Look through the entries below and report how many lines hold the string "image". Only the number is wanted.

[Rows from a dataset of pages and code]
+--
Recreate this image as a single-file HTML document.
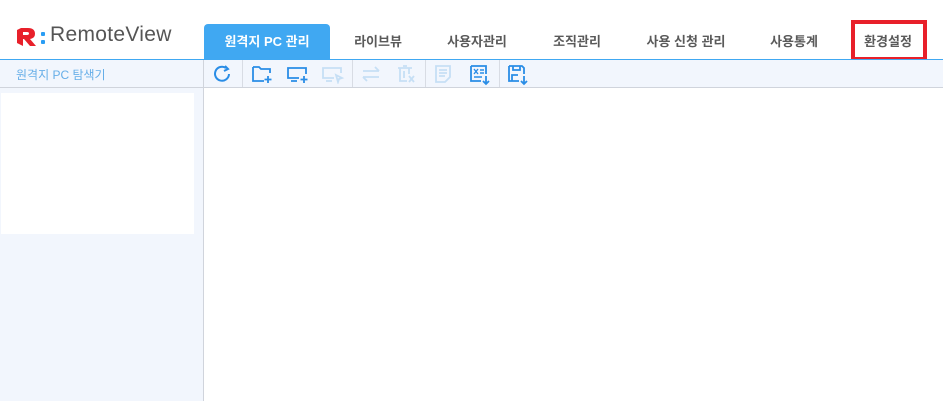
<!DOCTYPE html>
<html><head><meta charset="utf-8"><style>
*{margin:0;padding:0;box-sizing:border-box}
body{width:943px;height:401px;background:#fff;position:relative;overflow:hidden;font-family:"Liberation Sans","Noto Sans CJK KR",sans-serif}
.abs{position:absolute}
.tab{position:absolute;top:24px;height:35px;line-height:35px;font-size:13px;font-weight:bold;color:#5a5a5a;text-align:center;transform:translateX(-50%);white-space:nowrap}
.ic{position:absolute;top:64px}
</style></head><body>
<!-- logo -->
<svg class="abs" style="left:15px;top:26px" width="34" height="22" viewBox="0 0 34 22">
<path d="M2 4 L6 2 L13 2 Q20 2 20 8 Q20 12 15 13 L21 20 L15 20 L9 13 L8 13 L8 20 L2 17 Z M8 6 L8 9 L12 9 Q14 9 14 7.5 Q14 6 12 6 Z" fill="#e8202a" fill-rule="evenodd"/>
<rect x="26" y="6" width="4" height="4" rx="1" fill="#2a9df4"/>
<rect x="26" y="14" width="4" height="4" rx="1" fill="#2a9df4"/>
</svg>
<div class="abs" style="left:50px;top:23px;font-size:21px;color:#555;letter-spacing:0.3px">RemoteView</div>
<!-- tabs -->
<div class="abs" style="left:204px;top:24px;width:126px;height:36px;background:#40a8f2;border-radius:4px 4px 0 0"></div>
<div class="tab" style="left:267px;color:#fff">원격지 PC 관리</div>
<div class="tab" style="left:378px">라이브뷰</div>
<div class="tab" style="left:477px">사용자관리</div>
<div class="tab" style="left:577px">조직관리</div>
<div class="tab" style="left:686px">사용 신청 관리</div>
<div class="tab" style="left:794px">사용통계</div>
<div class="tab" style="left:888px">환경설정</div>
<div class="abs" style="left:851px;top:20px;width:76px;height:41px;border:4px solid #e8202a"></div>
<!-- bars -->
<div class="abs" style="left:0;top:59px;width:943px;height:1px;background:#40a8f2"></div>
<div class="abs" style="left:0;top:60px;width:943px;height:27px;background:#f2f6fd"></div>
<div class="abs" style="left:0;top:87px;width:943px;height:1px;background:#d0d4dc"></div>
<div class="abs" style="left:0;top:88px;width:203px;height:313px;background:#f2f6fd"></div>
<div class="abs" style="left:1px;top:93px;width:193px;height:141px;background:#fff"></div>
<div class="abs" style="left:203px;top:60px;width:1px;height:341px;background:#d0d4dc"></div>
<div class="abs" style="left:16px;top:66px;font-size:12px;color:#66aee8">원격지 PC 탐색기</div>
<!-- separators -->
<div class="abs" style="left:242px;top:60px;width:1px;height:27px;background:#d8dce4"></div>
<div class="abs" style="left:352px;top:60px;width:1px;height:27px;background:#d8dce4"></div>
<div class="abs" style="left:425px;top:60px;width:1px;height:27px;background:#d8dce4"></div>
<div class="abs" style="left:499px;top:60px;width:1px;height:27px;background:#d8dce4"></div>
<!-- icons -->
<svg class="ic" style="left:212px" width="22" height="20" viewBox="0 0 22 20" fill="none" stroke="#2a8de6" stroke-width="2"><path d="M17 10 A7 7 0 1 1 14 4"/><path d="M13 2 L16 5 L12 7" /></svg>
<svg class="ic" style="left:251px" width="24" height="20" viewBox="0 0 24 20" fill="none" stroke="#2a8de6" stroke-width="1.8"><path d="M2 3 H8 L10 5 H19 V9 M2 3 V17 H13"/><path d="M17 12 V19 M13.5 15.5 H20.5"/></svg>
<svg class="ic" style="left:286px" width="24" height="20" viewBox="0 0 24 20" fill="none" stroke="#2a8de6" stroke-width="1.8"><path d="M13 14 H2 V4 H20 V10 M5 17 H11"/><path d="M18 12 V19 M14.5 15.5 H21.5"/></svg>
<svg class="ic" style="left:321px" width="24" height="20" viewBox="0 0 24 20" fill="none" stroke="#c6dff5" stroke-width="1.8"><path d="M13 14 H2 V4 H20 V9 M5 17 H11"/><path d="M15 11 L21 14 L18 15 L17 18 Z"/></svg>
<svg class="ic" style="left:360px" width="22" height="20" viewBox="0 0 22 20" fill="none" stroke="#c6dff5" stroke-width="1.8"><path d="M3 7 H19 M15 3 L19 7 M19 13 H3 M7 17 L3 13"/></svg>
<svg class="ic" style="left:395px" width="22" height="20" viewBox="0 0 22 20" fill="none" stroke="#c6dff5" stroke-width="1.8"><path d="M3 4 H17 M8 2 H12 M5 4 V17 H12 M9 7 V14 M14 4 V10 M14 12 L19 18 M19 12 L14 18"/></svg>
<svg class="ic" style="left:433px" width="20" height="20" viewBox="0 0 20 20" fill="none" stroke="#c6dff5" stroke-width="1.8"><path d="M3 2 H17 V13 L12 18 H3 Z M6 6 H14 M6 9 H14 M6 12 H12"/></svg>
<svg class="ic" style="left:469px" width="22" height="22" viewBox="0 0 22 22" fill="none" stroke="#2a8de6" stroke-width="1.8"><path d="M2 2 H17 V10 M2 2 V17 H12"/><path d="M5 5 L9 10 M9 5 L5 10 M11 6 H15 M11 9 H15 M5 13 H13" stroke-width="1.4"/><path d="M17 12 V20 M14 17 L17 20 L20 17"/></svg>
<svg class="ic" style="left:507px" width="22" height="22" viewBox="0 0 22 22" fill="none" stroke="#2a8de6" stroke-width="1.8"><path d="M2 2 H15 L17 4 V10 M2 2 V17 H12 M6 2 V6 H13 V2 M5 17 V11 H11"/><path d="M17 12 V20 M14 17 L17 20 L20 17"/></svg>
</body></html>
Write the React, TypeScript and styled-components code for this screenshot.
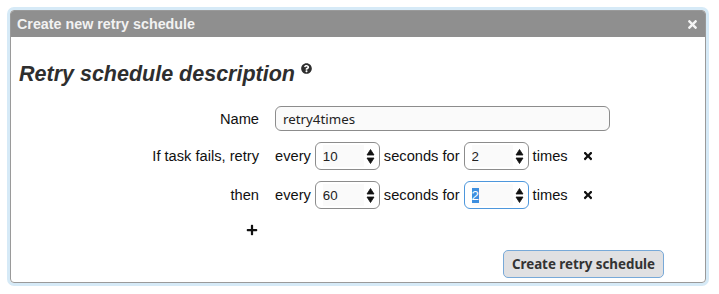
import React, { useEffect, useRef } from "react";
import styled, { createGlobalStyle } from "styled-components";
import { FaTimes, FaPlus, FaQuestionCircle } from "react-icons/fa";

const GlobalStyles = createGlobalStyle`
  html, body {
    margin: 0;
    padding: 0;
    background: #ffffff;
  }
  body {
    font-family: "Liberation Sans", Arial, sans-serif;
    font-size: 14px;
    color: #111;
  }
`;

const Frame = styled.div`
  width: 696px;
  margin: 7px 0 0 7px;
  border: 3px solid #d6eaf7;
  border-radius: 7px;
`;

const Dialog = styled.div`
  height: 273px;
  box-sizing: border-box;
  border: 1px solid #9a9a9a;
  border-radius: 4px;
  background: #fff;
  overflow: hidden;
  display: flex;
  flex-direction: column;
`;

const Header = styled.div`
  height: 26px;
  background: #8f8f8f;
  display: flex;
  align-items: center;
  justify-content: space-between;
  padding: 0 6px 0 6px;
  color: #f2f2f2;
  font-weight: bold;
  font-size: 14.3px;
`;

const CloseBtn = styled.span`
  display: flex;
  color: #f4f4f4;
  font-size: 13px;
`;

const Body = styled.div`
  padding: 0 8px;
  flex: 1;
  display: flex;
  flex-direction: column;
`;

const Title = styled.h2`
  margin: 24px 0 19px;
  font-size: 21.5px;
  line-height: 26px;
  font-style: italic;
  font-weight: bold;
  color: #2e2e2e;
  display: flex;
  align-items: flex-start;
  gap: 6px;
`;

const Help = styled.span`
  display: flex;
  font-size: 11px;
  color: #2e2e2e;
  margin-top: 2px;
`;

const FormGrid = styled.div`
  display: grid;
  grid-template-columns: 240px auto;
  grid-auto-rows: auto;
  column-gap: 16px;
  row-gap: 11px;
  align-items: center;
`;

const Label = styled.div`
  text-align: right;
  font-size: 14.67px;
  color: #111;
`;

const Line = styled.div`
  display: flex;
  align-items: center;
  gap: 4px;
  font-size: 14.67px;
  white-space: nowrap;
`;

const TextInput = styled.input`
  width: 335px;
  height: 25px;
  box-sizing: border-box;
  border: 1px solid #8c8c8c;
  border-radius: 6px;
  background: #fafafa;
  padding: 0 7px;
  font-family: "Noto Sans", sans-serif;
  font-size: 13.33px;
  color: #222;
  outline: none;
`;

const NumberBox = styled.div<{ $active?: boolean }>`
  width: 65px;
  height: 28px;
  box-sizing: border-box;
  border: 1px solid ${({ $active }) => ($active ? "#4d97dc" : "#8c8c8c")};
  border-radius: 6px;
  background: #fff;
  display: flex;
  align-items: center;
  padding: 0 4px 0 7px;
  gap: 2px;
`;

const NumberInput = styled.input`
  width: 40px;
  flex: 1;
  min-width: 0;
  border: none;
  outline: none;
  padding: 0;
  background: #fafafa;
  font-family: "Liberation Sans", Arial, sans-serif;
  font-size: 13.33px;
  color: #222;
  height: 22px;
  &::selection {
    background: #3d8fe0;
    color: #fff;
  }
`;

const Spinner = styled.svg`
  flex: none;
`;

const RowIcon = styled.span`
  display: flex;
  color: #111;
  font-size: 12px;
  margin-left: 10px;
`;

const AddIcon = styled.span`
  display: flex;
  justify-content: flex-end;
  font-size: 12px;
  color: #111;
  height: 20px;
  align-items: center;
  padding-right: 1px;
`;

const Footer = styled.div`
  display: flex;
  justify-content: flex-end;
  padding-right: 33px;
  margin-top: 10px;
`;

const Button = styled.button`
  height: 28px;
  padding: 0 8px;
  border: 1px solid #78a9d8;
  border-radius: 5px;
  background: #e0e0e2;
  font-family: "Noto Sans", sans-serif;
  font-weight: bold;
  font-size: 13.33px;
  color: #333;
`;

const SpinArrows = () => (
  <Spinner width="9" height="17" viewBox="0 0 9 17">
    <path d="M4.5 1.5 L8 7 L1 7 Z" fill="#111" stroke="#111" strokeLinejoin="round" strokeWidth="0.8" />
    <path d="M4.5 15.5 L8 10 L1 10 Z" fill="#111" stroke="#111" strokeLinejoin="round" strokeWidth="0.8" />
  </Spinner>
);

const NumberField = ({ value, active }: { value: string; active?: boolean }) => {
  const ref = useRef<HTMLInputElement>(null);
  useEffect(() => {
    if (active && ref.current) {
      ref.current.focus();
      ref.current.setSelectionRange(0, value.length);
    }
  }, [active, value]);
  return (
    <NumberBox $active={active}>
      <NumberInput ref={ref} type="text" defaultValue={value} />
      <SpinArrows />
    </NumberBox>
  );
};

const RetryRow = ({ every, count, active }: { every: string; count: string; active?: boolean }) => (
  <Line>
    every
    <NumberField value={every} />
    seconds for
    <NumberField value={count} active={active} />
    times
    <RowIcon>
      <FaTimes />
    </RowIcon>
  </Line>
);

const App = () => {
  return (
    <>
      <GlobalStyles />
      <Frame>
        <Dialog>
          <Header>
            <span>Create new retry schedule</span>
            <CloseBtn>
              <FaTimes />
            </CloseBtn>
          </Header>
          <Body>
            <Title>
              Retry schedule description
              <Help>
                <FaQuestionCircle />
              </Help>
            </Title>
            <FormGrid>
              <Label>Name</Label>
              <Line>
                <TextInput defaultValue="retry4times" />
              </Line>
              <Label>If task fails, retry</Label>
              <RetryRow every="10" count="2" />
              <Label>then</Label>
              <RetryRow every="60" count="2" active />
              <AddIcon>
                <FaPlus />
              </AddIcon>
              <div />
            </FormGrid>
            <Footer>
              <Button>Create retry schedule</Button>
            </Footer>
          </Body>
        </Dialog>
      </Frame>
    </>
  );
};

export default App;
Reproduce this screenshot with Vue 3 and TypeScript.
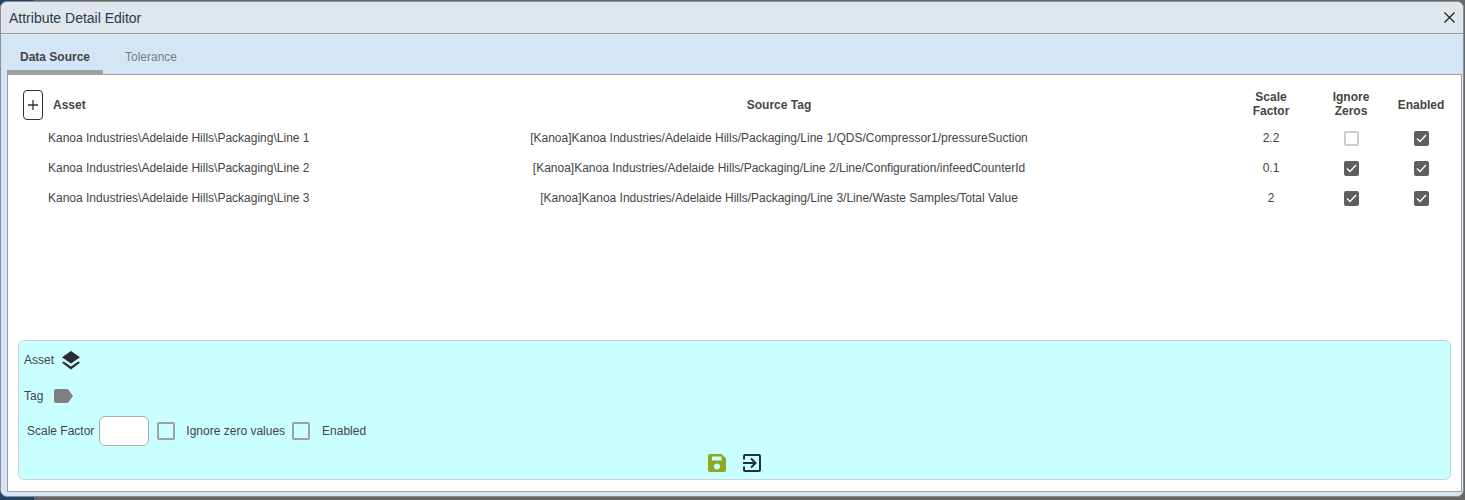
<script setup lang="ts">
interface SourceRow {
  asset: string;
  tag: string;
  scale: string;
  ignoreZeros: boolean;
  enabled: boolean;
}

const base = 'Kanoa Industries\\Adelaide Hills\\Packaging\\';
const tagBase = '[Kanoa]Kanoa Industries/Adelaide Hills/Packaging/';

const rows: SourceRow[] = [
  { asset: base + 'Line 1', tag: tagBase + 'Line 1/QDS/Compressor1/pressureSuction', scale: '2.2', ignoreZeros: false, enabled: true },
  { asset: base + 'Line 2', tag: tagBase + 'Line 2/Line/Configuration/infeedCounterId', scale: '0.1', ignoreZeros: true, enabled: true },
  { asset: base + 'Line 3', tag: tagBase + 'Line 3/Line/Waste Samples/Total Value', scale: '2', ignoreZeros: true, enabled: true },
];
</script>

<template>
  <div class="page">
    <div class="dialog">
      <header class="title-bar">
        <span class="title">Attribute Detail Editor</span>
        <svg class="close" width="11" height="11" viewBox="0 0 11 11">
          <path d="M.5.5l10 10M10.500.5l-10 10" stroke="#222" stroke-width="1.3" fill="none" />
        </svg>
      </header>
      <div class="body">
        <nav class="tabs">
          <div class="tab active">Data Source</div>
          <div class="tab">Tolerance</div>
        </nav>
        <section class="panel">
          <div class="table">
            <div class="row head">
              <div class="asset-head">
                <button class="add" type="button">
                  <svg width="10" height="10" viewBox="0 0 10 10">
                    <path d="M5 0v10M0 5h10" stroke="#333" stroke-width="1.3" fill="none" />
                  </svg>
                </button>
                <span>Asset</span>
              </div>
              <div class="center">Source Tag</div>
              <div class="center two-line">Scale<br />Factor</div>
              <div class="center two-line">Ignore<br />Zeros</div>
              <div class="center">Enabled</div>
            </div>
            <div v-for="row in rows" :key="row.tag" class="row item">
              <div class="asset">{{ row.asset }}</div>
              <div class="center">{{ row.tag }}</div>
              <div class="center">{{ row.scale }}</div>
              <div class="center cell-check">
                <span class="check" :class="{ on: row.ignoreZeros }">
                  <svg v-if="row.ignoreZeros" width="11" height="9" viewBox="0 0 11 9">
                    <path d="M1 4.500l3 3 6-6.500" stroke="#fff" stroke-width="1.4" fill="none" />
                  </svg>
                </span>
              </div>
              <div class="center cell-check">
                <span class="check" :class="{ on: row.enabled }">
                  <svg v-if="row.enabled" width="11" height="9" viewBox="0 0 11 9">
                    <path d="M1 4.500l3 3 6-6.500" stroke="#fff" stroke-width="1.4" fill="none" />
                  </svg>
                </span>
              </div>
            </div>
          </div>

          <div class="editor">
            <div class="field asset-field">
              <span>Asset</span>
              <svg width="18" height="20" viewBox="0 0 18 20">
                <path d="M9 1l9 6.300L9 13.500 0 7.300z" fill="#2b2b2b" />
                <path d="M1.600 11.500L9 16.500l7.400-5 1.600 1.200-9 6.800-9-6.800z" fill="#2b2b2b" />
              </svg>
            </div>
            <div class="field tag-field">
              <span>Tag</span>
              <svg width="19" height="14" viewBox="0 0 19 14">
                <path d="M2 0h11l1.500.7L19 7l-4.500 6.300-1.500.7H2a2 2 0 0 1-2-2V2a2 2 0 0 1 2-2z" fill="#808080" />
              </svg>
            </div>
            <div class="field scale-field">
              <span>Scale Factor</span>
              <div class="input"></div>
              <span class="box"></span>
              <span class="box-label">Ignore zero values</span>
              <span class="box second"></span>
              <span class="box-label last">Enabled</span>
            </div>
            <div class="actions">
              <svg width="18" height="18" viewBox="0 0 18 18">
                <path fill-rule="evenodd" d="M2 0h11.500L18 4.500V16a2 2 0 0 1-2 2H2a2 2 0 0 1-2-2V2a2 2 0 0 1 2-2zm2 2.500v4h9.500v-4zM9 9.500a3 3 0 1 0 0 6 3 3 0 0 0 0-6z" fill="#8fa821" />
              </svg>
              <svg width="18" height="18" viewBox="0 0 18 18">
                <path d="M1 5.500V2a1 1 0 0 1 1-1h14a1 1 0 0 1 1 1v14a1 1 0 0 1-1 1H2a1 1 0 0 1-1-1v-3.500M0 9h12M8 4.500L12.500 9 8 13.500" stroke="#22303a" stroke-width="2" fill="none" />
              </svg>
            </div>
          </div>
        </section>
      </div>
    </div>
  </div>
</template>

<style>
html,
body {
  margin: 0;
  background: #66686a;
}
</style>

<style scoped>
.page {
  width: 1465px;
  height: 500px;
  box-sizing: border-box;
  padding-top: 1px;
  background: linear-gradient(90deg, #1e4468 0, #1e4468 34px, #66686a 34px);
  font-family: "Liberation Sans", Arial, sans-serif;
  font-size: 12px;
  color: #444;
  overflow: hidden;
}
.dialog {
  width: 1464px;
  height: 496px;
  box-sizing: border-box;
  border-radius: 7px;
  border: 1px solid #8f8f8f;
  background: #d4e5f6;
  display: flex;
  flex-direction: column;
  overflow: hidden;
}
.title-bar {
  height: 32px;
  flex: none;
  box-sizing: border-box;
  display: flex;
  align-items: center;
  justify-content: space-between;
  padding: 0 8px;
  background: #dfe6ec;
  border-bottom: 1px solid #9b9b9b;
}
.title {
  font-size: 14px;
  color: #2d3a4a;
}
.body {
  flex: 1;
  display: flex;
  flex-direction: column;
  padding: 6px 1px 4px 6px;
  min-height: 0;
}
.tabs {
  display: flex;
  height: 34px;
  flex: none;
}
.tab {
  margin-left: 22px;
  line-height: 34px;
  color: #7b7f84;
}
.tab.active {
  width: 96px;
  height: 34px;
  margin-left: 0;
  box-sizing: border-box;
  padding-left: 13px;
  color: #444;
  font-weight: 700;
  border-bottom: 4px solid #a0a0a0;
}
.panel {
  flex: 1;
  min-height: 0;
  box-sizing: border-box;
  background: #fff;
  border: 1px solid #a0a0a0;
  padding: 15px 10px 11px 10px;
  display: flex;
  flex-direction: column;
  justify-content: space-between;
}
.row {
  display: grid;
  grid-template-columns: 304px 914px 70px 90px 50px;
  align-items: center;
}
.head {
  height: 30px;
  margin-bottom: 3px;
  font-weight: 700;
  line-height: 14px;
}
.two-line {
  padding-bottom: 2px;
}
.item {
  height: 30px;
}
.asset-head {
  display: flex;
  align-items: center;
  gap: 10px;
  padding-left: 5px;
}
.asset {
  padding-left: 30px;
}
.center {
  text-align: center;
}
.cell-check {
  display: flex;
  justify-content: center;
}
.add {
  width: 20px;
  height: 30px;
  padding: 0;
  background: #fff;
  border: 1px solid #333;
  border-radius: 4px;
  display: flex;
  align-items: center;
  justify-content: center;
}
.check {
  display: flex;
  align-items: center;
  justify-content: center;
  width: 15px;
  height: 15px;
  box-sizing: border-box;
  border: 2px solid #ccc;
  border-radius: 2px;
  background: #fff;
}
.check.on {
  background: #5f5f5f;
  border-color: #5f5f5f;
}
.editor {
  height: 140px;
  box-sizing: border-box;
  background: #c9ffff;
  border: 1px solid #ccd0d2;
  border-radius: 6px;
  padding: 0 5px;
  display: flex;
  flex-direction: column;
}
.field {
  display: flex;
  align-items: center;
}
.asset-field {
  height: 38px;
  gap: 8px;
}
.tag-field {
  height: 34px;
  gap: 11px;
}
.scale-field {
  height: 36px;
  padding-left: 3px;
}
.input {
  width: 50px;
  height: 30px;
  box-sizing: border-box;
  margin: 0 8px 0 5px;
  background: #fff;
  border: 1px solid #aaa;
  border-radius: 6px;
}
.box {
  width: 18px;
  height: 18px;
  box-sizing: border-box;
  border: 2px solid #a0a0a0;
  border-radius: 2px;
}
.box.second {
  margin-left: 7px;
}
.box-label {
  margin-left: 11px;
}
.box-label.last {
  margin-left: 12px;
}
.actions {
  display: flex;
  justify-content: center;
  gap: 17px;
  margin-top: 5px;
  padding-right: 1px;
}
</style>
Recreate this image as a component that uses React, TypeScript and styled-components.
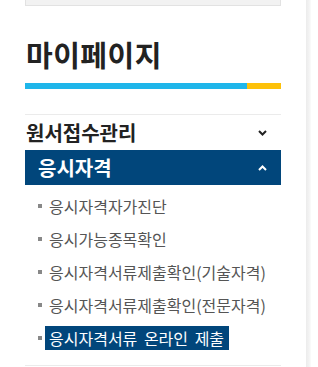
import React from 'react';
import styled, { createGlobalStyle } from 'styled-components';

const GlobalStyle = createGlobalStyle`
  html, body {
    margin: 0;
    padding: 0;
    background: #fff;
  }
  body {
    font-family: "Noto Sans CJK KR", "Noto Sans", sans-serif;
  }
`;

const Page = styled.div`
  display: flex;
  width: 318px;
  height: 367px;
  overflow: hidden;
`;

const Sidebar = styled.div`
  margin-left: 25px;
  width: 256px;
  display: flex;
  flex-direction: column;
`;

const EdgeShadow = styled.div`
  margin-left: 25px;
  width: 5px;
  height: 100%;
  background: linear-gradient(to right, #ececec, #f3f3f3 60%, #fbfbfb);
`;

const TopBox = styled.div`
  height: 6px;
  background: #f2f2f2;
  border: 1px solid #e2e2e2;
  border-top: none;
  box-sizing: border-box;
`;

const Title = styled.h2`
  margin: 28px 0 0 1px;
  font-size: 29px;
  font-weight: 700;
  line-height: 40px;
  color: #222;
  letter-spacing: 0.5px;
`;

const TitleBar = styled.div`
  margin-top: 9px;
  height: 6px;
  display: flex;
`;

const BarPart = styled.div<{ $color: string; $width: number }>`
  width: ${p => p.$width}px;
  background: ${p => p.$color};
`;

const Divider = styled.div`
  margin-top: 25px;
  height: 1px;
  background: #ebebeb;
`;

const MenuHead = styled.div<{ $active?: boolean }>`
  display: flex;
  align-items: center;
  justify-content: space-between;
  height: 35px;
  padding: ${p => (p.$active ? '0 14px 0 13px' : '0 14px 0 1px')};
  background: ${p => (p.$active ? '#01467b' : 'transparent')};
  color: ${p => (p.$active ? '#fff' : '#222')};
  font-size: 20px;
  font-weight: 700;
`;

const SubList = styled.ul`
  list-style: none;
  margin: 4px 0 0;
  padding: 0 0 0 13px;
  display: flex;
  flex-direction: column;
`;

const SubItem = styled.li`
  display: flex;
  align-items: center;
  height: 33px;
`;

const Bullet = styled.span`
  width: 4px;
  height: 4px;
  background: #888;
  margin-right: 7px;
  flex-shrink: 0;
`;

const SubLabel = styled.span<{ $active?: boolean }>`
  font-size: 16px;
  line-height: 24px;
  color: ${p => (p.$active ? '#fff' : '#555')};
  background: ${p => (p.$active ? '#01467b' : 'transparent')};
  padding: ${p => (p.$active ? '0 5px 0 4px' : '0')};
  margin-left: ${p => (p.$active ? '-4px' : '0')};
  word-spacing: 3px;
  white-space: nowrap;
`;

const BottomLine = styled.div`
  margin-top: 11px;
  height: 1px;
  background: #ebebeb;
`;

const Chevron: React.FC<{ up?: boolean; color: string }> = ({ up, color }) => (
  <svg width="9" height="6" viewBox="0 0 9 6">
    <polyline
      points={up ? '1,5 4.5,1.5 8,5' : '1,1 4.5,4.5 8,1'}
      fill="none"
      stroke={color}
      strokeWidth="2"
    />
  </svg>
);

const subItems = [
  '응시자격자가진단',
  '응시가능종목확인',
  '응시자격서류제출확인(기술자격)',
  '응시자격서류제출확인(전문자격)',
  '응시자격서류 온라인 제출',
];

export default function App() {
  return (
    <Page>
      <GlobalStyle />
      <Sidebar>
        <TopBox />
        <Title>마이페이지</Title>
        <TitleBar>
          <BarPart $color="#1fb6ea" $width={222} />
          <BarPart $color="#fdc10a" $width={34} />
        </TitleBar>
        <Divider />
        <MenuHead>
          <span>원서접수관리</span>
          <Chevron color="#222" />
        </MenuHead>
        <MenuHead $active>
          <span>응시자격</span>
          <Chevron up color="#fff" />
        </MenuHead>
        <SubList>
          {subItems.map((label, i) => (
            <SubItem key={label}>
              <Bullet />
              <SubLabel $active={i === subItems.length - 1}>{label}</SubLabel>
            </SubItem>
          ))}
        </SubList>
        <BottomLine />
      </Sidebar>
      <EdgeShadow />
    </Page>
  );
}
+--
**Answer below**.
2